Wild hogs were the problem.  Turkeys nest on the ground, and the hogs ate the eggs.  Duff ran a twenty-six mile fence around the most likely portion of the forest, trapped off 800 hogs, and after a couple of years began to capture turkeys with a net of thin webbing shot out with a black powder charge.  He moved 350 turkeys into the upstate areas, and the birds now found in every South Carolina county, and some in Georgia as well, are descended from those.  When I say Duff is home, I mean it as in “where the heart is.”

“A kick out,” he whispers, and nudges the cleared patch of leaves.  “And here, the limb, see.” Only afterwards does he explain that, months before, a buck had kicked out a place to pee and then rubbed the scent glands beneath his eye on the low lying limb.  I should know that, and maybe I did in some past life.  I walk the roads nowadays.  I haven’t gone hunting in more than thirty years, and, in addition, I usually read until three in the morning.  Since we were leaving at 4:30, I didn’t bother to go to sleep, and am in that critical state of post-unconsciousness enjoyed by many insomniacs: semi-foggy.  But lack of sleep is not the true culprit, for true woodcraft involves seeing, hearing, and smelling on a level so well instructed it becomes instinctive. Learning to truly see — learning to involve any and all of our neglected senses — requires a great need (a passion), and while this is true of art or music appreciation and a multitude of other pleasures, I can swear to you that it is the most true of turkey hunting.

Photo: Peter Frank Edwards

Holbrook

 

“Here,” he whispers, and with a guiding hand he places me down behind and beneath a fallen post oak.  He takes his own position in front and in the open.  Lying on his back with only his head and a portion of his shoulders raised, he lays the shotgun out along his legs. I’ve seen photographs of snipers in this position.  And as to cover, he’s wearing a camouflage coat and hat, and his body is below the level of the fallen tree trunk.  It’s the human silhouette you have to disguise, and the pronounced movements you have to avoid. We wait. A half hour. The sun is rising. Duff holds the wing bone in his mouth and gives a distinct but quiet chirp. Counting his voice, he’s brought five calls, but this wing bone of a hen turkey is his favorite. He waits ten minutes and chirps again.  This time an answer comes. A soft and distant gobble.  Fifteen minutes.  It seems an eternity, but Duff waits it out in complete and motionless silence, and then gives a second quiet chirp.  We are the hen turkey, and the distant males are coming down from roosting the night in a tree.  As mentioned, hunting turkeys is about misdirection — misdirection and passion.  It’s about love, and if Duff answers too quickly, the gobbler would be suspicious.  He knows hens.  A hundred thousand years of trial and error have brought him to this point.  A real flesh-and-blood turkey hen is a sometimey thing.

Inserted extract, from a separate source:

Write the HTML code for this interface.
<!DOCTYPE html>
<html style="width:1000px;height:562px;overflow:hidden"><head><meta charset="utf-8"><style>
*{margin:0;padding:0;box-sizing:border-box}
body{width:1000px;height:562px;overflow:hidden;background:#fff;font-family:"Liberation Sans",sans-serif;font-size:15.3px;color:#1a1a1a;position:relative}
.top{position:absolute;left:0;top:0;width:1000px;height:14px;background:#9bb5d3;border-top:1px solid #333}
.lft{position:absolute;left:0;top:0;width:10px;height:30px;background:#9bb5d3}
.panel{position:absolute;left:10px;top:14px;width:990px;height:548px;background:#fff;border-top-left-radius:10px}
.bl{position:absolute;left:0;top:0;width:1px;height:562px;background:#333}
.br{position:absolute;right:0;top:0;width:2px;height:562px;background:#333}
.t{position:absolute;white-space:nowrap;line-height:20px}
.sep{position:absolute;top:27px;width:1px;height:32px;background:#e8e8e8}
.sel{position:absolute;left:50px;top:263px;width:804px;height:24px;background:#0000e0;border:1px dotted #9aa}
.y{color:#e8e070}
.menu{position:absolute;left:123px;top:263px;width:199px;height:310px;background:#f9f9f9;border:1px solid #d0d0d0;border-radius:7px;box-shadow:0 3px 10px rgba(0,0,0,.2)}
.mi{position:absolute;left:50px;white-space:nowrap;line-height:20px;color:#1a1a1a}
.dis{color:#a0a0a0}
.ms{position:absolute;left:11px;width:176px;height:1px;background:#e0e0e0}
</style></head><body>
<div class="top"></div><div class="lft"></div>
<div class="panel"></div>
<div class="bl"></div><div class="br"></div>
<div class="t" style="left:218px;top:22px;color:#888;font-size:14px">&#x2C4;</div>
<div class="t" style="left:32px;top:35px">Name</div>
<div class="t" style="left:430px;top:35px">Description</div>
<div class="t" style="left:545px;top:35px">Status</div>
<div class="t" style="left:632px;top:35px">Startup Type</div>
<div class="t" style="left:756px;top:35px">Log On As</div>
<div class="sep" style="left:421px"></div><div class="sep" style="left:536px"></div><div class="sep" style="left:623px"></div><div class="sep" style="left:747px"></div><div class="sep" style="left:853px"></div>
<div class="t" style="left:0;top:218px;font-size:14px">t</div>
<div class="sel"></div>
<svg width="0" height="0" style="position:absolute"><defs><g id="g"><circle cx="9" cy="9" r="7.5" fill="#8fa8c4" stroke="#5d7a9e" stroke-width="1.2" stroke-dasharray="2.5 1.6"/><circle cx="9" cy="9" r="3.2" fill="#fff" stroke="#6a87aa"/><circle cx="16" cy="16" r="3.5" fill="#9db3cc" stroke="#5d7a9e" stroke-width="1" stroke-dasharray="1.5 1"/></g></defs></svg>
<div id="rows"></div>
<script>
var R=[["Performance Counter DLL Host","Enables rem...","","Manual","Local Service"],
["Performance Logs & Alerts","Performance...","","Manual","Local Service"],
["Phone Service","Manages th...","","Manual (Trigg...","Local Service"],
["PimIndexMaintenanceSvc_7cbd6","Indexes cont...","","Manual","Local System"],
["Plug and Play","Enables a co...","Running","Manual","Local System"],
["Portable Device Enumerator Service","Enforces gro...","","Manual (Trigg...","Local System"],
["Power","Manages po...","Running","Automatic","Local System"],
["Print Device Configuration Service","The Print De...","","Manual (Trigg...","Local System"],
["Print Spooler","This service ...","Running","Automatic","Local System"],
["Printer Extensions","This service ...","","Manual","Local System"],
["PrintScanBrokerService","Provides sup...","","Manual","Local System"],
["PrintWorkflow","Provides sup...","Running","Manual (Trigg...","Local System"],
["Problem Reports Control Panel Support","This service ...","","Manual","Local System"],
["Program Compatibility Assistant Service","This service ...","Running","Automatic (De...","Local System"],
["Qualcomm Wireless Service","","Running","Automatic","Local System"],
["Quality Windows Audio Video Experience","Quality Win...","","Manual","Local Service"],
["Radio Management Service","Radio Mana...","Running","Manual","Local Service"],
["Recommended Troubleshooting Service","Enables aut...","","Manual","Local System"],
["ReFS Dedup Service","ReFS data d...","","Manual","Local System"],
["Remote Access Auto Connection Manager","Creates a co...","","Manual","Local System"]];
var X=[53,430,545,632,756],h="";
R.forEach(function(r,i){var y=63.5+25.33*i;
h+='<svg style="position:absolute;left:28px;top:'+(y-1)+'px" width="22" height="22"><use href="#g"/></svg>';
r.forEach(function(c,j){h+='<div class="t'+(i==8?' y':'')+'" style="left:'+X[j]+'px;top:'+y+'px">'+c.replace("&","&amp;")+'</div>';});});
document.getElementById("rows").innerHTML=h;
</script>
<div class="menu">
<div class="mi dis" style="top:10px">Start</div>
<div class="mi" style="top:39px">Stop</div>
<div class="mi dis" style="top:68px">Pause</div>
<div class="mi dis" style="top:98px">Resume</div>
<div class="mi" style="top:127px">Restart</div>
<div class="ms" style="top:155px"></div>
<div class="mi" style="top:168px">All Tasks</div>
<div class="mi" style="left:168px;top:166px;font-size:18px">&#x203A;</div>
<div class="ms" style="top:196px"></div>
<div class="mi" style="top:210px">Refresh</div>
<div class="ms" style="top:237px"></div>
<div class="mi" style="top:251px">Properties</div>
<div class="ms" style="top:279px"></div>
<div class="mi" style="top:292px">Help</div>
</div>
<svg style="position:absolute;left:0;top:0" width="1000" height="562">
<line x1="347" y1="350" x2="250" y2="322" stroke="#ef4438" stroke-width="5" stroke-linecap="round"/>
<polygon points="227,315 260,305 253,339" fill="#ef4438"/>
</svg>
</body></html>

Gobbles and clucks, gobbles and clucks.  Duff switches to a small mouth-held call and gives our flirtatious, fictitious hen a whispered anxiousness.  And we hear a rising urgency in the calls of the approaching gobblers.  Two gobblers.  The males usually travel in pairs so they can best defend their territory and attract females, which they are now hurrying to do.  The answering calls are close, a hundred feet or less, and my eyes fasten earnestly upon every branch and shadow. My untutored eyes, it would seem: I have seen nothing, and the hunt is over.

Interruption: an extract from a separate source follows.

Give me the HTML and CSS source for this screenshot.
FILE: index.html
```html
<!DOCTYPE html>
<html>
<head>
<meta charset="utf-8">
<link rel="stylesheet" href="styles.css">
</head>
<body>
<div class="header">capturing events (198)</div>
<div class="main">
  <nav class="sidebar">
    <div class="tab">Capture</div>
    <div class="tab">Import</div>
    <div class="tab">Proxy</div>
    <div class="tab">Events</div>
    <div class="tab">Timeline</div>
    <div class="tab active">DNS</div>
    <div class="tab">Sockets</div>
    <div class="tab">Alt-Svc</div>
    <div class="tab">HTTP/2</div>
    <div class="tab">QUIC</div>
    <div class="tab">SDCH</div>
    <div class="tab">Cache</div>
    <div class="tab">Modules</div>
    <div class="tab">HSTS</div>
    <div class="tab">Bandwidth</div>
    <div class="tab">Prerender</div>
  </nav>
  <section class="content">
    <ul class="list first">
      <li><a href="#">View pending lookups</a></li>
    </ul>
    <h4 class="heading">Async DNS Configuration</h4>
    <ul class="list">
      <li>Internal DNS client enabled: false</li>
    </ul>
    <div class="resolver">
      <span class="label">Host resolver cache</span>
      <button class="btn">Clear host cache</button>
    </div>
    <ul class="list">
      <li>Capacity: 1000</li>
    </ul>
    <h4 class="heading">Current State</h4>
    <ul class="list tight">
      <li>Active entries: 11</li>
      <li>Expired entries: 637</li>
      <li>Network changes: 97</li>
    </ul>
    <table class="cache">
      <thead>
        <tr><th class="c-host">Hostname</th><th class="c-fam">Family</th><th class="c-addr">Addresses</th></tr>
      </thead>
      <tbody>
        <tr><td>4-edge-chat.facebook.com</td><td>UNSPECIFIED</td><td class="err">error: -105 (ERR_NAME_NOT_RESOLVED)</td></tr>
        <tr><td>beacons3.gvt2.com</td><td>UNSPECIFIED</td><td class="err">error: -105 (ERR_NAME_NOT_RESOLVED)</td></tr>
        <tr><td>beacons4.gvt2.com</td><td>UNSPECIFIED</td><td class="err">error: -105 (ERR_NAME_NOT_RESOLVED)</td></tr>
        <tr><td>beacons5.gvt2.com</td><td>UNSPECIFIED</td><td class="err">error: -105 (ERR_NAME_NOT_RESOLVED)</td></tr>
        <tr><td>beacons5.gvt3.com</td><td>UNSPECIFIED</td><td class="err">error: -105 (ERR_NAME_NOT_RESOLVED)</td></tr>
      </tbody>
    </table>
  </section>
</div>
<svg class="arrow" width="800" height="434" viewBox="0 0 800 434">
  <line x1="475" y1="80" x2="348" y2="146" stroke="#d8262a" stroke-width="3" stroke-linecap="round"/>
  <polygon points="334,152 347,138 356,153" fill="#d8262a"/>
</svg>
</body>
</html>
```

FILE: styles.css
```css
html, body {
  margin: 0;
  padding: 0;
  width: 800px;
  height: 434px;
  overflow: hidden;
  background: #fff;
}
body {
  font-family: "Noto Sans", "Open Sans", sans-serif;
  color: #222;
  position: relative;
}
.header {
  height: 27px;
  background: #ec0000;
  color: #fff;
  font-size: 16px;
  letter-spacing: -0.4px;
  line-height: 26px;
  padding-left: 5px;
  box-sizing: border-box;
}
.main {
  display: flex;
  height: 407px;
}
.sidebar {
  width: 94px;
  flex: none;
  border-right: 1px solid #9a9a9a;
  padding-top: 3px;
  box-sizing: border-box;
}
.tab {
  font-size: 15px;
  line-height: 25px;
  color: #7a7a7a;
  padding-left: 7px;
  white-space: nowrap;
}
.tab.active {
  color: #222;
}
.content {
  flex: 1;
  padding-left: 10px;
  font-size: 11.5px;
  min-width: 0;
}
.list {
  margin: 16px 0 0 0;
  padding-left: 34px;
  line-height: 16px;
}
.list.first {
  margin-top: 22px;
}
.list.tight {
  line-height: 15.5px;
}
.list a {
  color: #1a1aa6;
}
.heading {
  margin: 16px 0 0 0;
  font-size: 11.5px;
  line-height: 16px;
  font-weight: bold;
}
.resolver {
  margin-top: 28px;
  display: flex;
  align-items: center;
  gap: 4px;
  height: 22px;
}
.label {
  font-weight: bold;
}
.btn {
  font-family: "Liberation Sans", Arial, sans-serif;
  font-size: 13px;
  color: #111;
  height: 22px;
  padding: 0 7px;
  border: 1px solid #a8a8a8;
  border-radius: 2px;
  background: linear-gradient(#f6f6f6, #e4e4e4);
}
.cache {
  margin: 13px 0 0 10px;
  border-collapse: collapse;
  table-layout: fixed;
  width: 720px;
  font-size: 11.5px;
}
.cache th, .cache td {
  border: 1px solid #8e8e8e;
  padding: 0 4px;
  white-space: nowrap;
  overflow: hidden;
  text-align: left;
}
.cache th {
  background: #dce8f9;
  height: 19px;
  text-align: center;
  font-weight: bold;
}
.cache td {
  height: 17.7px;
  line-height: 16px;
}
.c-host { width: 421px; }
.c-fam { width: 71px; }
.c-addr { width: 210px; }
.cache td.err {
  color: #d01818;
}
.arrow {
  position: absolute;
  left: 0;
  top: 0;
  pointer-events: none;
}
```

“Well, at least we saw them,” says Duff as he slowly pulls himself upright.

“Saw them?” I question.

“Two young gobblers. They strutted back and forth a couple of times.”

“Here?” I ask, and point off into the woods before us.

“There?” he laughs.  “No.  Back on the path.  They were within range.  But just barely.  I couldn’t be sure of killing one.”

He’s pointing off at a right angle to where I’d been expecting the birds. More than a right angle — 110 degrees.

In the restaurant the next day, a retired forester — and old Cajun woodsman — asks about our turkey hunt.  “Where’d Duff take you?” he asks. “And don’t tell me Dorchester County.”